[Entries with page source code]
####

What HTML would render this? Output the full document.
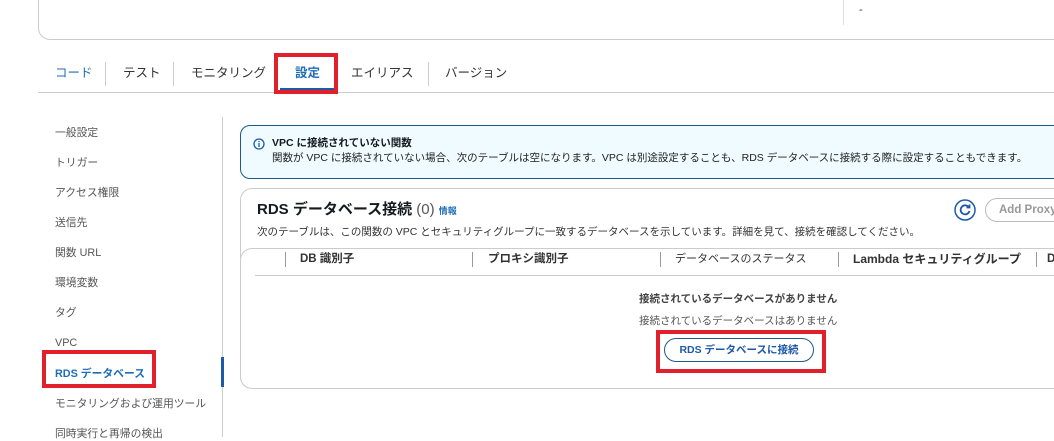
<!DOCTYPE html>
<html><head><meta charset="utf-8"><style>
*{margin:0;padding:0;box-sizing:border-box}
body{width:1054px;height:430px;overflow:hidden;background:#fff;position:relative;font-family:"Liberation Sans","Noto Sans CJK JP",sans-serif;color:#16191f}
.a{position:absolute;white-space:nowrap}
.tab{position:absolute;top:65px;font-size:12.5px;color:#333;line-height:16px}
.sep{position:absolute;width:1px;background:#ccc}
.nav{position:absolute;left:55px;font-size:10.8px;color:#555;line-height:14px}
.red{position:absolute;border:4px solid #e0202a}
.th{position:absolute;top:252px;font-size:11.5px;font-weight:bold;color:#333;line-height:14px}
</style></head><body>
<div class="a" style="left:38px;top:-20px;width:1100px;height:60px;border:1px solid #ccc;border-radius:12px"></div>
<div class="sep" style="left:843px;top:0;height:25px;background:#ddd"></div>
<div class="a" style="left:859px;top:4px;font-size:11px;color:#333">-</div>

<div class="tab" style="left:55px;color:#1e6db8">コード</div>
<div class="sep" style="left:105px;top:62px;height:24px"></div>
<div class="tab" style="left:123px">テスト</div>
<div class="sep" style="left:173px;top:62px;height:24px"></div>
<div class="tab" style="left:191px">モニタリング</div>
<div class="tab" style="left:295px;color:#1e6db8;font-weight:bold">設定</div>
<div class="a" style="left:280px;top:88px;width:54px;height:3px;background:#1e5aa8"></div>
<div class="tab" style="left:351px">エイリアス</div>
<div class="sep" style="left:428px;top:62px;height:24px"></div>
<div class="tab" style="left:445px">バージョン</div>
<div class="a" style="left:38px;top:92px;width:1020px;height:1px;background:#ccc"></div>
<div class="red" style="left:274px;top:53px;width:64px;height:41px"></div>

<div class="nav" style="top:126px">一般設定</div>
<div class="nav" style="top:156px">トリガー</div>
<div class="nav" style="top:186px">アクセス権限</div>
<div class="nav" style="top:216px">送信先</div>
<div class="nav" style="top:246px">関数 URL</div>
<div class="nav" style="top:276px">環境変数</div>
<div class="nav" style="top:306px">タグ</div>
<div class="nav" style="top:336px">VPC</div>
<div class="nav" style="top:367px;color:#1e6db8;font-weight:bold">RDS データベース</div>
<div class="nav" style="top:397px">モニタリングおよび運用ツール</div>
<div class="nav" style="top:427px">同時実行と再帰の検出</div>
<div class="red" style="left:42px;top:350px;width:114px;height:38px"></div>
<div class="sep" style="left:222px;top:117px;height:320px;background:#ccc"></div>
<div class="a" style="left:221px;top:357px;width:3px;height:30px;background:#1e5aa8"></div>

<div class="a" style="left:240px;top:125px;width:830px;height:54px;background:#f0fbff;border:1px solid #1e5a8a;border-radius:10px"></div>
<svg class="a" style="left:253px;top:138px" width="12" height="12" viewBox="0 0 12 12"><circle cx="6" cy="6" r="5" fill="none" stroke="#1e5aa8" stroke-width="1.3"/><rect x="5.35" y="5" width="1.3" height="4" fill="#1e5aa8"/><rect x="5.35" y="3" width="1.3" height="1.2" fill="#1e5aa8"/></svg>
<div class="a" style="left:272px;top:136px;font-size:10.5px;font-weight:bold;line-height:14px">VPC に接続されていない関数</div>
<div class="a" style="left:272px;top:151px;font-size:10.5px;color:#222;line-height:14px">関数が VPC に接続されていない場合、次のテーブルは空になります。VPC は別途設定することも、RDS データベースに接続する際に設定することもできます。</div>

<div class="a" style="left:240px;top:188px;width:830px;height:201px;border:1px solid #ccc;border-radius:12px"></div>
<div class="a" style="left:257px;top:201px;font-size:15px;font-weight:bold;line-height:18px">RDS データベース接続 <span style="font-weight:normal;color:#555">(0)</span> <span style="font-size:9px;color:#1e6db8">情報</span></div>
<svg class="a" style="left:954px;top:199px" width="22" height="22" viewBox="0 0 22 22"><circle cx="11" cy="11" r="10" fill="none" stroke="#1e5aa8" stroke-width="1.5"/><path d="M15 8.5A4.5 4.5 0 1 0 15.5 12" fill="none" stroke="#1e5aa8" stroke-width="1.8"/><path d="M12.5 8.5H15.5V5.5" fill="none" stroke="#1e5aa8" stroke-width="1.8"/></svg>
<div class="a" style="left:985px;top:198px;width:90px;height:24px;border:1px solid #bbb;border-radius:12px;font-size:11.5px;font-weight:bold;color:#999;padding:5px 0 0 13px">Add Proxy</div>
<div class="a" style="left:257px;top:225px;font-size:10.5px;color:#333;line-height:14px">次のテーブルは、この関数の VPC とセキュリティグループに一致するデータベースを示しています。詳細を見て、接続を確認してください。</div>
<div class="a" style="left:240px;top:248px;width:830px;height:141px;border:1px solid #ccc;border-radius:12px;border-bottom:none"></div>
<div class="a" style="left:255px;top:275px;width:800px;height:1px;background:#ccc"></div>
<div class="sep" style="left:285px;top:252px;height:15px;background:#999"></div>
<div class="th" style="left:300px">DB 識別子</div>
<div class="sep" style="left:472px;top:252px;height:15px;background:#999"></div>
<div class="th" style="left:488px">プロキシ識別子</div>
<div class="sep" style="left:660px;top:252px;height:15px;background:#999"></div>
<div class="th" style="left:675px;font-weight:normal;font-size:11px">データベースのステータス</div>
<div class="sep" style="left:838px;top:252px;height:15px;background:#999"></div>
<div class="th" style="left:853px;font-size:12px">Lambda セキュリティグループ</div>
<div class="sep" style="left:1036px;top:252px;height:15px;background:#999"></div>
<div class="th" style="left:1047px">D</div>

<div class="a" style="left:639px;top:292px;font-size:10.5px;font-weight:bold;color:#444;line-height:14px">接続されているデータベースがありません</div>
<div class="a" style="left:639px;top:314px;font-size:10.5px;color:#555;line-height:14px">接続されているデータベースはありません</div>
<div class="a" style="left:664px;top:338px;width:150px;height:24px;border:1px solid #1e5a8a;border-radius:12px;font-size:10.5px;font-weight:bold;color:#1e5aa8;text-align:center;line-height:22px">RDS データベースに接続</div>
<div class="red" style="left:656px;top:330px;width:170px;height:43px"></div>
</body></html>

####

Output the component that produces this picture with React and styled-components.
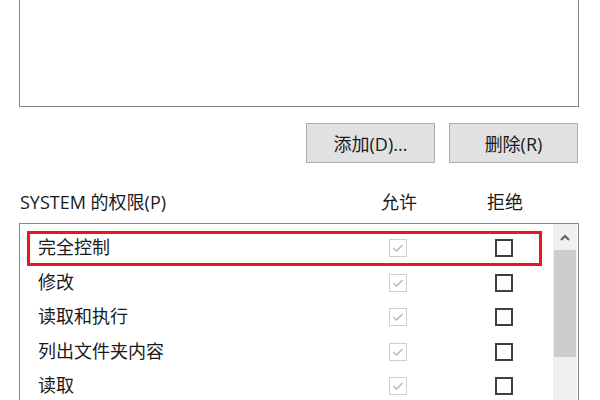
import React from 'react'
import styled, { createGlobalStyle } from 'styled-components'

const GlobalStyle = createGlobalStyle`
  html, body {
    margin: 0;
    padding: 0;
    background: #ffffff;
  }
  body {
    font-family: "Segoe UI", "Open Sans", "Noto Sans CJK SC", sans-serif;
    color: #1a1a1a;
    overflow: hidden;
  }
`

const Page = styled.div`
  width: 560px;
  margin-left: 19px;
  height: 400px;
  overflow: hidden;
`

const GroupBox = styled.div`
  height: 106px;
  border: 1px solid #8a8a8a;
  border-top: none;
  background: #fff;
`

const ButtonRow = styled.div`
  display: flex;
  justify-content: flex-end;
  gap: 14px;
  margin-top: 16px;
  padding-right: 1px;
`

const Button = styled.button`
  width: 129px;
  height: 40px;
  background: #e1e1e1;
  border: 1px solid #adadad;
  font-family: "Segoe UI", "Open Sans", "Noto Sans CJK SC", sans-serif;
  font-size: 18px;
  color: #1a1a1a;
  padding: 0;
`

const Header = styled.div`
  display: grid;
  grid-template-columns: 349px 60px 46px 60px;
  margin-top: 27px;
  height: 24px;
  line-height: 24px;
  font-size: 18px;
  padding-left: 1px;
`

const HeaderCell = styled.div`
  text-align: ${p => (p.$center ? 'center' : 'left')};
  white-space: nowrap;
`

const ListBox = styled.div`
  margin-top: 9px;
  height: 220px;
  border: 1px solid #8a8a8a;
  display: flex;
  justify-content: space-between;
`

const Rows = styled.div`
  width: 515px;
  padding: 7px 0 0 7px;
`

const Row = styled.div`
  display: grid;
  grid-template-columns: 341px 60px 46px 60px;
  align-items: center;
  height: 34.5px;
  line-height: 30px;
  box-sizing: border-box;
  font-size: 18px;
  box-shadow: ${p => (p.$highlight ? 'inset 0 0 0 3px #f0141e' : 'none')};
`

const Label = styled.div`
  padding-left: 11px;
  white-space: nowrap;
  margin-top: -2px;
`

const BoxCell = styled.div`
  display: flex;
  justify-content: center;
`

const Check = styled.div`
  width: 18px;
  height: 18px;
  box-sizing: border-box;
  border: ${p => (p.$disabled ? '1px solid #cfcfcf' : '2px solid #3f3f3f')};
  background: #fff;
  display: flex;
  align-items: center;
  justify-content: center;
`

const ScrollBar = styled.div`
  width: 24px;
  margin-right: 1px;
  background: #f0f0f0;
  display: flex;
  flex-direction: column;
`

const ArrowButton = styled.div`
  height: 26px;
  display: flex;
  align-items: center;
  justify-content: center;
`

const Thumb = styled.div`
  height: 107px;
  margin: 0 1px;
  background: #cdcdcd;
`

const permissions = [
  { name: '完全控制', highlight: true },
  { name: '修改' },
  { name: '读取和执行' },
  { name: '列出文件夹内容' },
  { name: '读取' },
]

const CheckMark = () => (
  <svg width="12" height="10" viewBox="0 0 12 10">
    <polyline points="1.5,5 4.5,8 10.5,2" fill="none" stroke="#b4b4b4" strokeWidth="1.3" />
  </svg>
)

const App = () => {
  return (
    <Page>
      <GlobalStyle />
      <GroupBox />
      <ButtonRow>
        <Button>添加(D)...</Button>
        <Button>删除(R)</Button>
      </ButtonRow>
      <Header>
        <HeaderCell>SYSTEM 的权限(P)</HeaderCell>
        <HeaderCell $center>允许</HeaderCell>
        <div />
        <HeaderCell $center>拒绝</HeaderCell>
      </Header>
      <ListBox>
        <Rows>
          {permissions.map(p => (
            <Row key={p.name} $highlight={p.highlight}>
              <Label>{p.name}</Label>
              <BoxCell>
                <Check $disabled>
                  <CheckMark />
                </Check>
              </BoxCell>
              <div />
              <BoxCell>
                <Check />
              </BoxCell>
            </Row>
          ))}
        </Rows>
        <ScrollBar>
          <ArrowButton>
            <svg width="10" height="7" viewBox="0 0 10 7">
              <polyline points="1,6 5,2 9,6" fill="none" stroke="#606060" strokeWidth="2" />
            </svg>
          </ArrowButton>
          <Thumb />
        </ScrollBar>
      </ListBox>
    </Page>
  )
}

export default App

####

Go through the records above, find every line with the word "components", and list those lines.

> Full solution
Output the component that produces this picture with React and styled-components.
import styled, { createGlobalStyle } from 'styled-components'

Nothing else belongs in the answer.